_Task prompt_
Determine how many lines include "with". Give the number and nothing else.

>> start Material for this task

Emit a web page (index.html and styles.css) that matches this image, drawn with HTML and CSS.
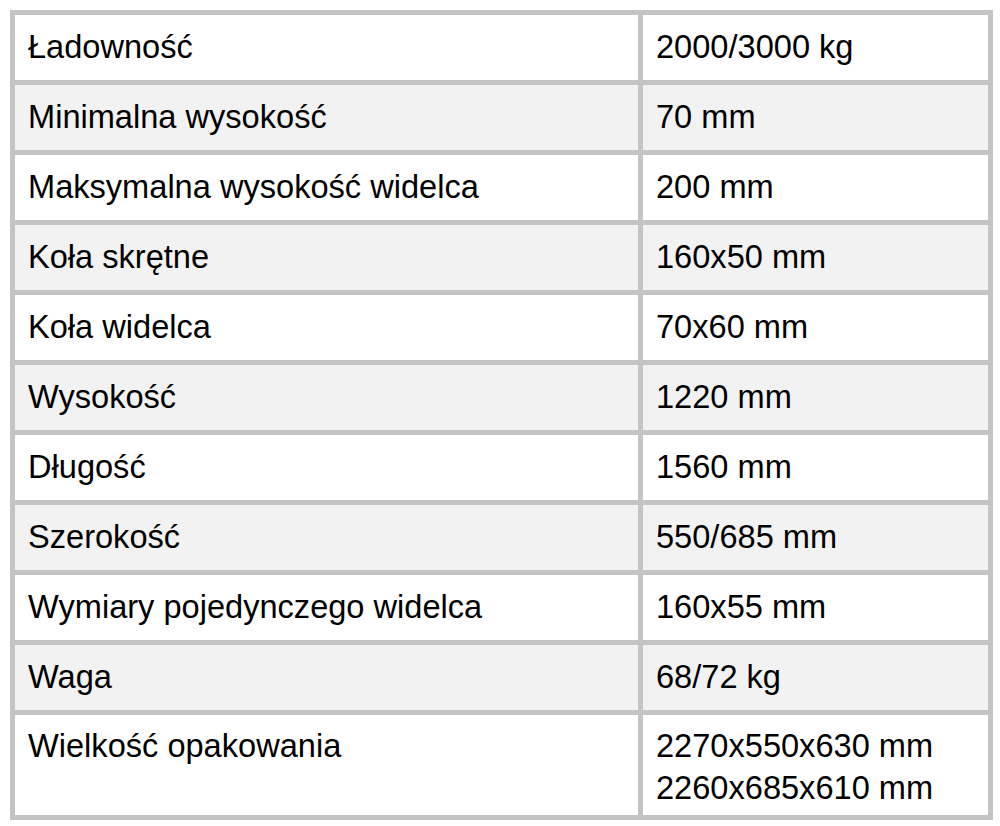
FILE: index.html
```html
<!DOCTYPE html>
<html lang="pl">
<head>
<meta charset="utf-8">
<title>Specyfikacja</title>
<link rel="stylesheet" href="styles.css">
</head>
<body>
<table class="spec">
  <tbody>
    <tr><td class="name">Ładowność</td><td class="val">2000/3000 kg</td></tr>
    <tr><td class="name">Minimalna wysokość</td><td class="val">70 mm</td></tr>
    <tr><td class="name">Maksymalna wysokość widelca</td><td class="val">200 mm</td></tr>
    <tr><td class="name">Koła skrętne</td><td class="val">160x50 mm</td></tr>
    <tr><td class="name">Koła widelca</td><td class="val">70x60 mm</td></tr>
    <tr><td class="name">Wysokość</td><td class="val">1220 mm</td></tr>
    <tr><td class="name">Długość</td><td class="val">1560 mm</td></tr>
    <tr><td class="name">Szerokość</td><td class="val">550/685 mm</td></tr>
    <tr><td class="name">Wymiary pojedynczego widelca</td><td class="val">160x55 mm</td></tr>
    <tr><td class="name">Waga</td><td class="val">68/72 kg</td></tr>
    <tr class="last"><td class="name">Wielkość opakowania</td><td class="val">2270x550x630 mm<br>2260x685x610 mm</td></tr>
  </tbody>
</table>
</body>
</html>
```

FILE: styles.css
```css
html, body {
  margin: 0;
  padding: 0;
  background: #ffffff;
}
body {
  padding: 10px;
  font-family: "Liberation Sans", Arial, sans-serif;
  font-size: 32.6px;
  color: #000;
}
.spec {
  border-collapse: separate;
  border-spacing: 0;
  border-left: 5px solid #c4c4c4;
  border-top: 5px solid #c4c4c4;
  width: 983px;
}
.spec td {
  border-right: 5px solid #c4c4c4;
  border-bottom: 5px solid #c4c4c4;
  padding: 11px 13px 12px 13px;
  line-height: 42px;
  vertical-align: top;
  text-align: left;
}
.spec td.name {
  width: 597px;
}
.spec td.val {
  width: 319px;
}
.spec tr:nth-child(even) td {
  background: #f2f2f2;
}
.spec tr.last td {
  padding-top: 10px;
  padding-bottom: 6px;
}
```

>> end Material for this task
>> start Material for this task

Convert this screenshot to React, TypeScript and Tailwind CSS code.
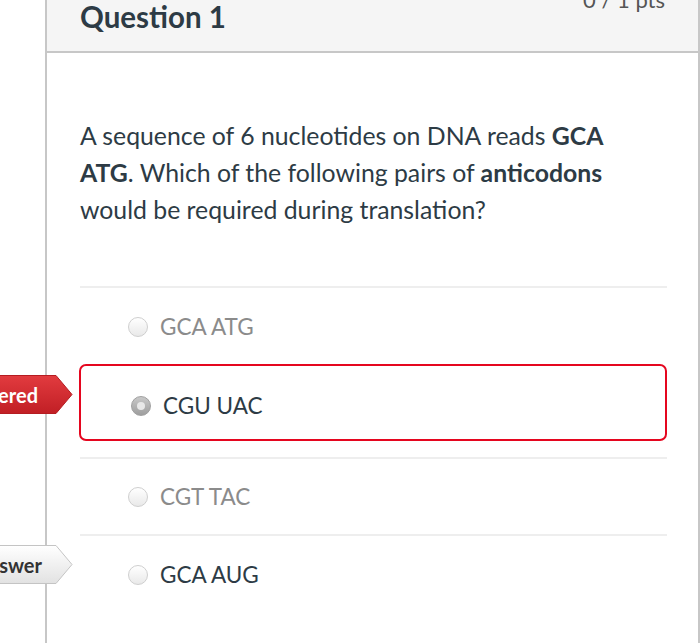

>> end Material for this task
>> start Material for this task

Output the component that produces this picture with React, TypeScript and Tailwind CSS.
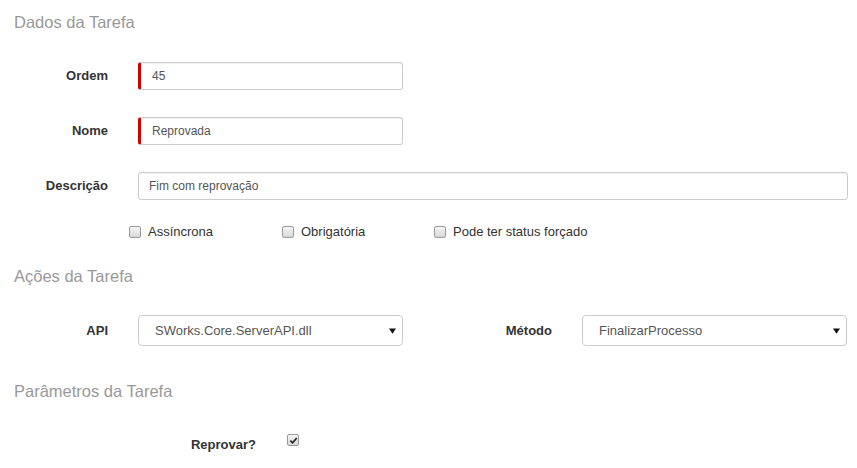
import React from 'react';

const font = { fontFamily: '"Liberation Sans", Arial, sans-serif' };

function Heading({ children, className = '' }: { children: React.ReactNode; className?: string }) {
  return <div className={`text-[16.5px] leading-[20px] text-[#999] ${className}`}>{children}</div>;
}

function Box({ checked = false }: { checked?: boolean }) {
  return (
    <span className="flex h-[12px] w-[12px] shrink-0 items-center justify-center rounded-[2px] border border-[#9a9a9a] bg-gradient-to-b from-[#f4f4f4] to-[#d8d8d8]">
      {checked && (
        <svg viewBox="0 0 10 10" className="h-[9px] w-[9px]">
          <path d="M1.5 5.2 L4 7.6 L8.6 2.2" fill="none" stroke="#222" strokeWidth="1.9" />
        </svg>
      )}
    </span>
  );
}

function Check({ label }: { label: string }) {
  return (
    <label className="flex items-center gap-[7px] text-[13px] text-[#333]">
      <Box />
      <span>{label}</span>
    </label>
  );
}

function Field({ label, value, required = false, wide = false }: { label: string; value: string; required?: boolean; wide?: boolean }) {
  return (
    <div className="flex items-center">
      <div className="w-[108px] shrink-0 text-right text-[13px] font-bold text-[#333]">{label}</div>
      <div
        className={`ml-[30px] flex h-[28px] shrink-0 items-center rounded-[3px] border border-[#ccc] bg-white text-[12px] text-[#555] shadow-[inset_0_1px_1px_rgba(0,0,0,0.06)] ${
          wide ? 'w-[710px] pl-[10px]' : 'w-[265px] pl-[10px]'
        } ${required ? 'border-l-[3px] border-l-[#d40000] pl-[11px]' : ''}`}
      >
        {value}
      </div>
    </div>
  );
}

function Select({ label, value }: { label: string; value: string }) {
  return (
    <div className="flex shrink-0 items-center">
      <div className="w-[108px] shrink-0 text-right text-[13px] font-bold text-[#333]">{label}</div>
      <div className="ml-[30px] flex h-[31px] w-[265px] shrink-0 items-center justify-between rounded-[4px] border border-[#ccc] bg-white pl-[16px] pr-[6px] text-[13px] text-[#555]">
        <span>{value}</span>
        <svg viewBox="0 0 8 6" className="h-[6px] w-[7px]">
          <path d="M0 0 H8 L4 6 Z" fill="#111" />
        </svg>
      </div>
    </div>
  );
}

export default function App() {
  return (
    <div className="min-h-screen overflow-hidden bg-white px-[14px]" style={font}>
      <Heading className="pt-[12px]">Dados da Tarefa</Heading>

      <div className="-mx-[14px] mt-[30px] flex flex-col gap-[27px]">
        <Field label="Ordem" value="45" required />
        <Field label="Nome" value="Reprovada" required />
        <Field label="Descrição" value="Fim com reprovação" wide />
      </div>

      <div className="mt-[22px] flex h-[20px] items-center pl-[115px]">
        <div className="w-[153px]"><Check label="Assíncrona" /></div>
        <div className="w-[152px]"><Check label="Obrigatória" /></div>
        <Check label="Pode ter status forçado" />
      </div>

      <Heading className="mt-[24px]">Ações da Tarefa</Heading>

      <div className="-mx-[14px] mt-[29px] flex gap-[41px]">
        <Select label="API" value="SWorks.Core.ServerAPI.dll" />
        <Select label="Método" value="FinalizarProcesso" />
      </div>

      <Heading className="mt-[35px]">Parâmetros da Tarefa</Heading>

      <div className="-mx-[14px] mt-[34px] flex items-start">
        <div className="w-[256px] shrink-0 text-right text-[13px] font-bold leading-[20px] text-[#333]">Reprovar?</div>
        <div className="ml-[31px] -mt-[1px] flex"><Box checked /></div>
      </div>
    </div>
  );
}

>> end Material for this task

_Correct result_
2